» Raw data
[START]

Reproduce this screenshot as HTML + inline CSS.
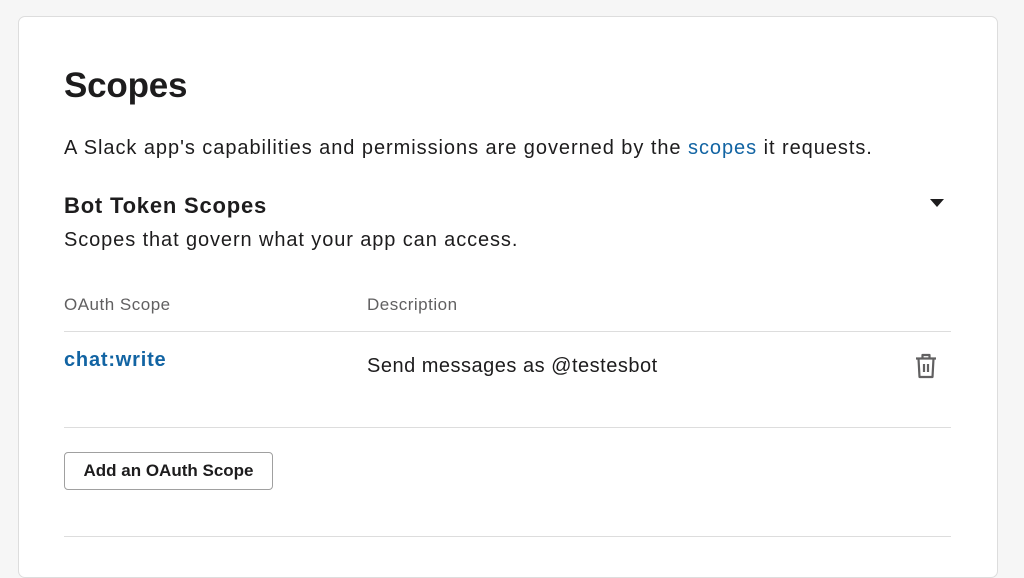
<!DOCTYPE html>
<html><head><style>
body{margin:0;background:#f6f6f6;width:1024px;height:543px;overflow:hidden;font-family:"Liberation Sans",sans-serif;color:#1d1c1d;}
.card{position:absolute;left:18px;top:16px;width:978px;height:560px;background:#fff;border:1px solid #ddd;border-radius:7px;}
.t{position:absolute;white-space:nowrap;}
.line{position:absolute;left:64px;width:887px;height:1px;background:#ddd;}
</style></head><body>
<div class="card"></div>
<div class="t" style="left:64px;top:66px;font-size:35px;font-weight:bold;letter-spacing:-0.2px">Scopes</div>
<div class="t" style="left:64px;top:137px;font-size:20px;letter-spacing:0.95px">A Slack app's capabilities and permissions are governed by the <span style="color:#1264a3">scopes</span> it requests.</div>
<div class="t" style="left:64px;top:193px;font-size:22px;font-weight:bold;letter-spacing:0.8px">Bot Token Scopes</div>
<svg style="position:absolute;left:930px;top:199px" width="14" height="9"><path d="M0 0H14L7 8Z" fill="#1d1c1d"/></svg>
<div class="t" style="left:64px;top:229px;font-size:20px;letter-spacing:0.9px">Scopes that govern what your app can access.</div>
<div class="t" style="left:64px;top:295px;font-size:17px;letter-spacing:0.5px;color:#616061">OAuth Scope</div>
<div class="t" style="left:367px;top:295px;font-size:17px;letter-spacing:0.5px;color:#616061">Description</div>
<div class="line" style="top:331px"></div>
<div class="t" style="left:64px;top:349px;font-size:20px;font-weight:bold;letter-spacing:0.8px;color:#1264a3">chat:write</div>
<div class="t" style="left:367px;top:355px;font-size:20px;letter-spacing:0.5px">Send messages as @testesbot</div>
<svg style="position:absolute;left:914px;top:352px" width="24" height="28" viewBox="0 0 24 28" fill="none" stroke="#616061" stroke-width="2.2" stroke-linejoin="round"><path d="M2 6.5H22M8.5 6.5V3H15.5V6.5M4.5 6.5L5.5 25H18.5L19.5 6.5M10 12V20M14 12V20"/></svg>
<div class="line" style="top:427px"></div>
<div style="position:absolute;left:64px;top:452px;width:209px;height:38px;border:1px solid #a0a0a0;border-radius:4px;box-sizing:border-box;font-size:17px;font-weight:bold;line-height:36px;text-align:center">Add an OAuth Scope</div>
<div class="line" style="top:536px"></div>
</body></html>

[END]
[START]

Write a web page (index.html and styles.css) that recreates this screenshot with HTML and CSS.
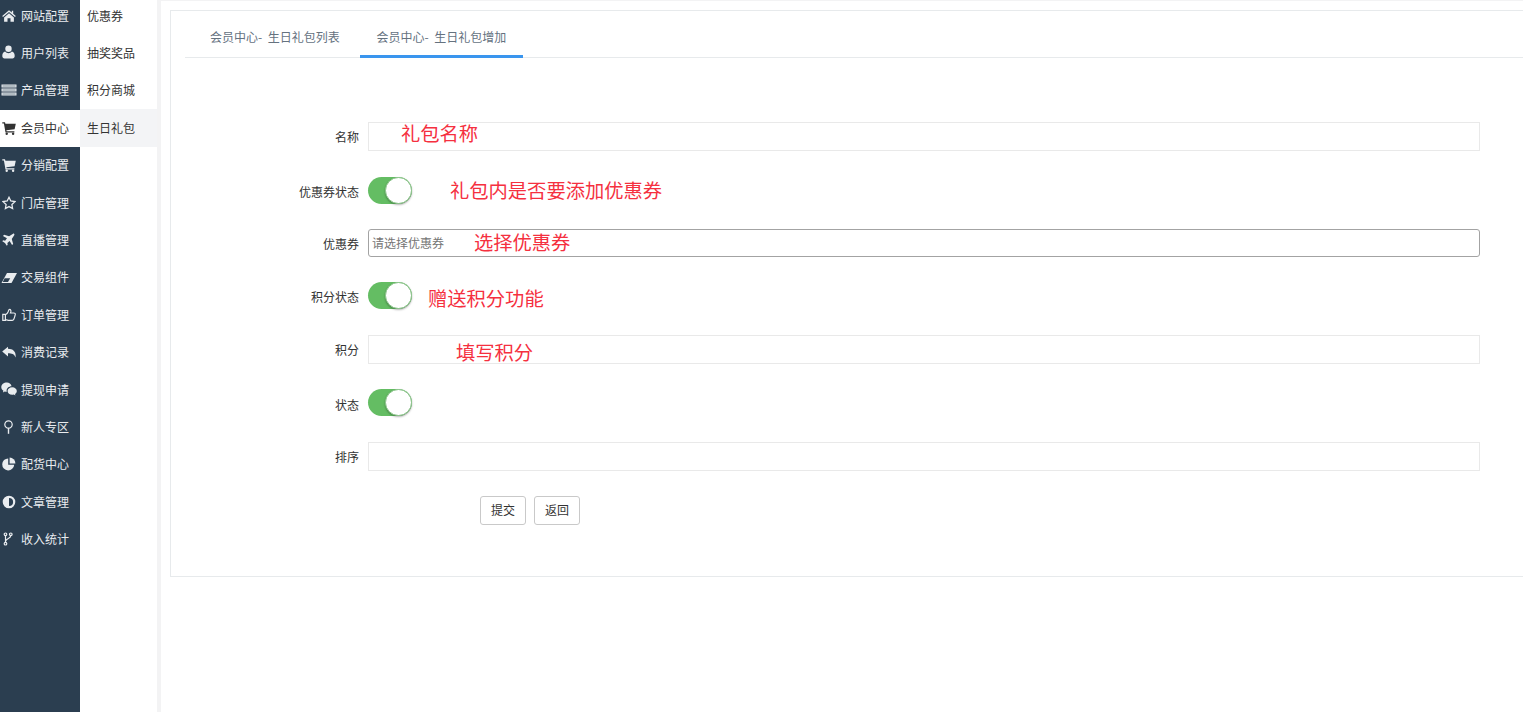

[END]

» What to produce
Copy out every line in the listing where the word "this" appears.

» The solution
Reproduce this screenshot as HTML + inline CSS.
Write a web page (index.html and styles.css) that recreates this screenshot with HTML and CSS.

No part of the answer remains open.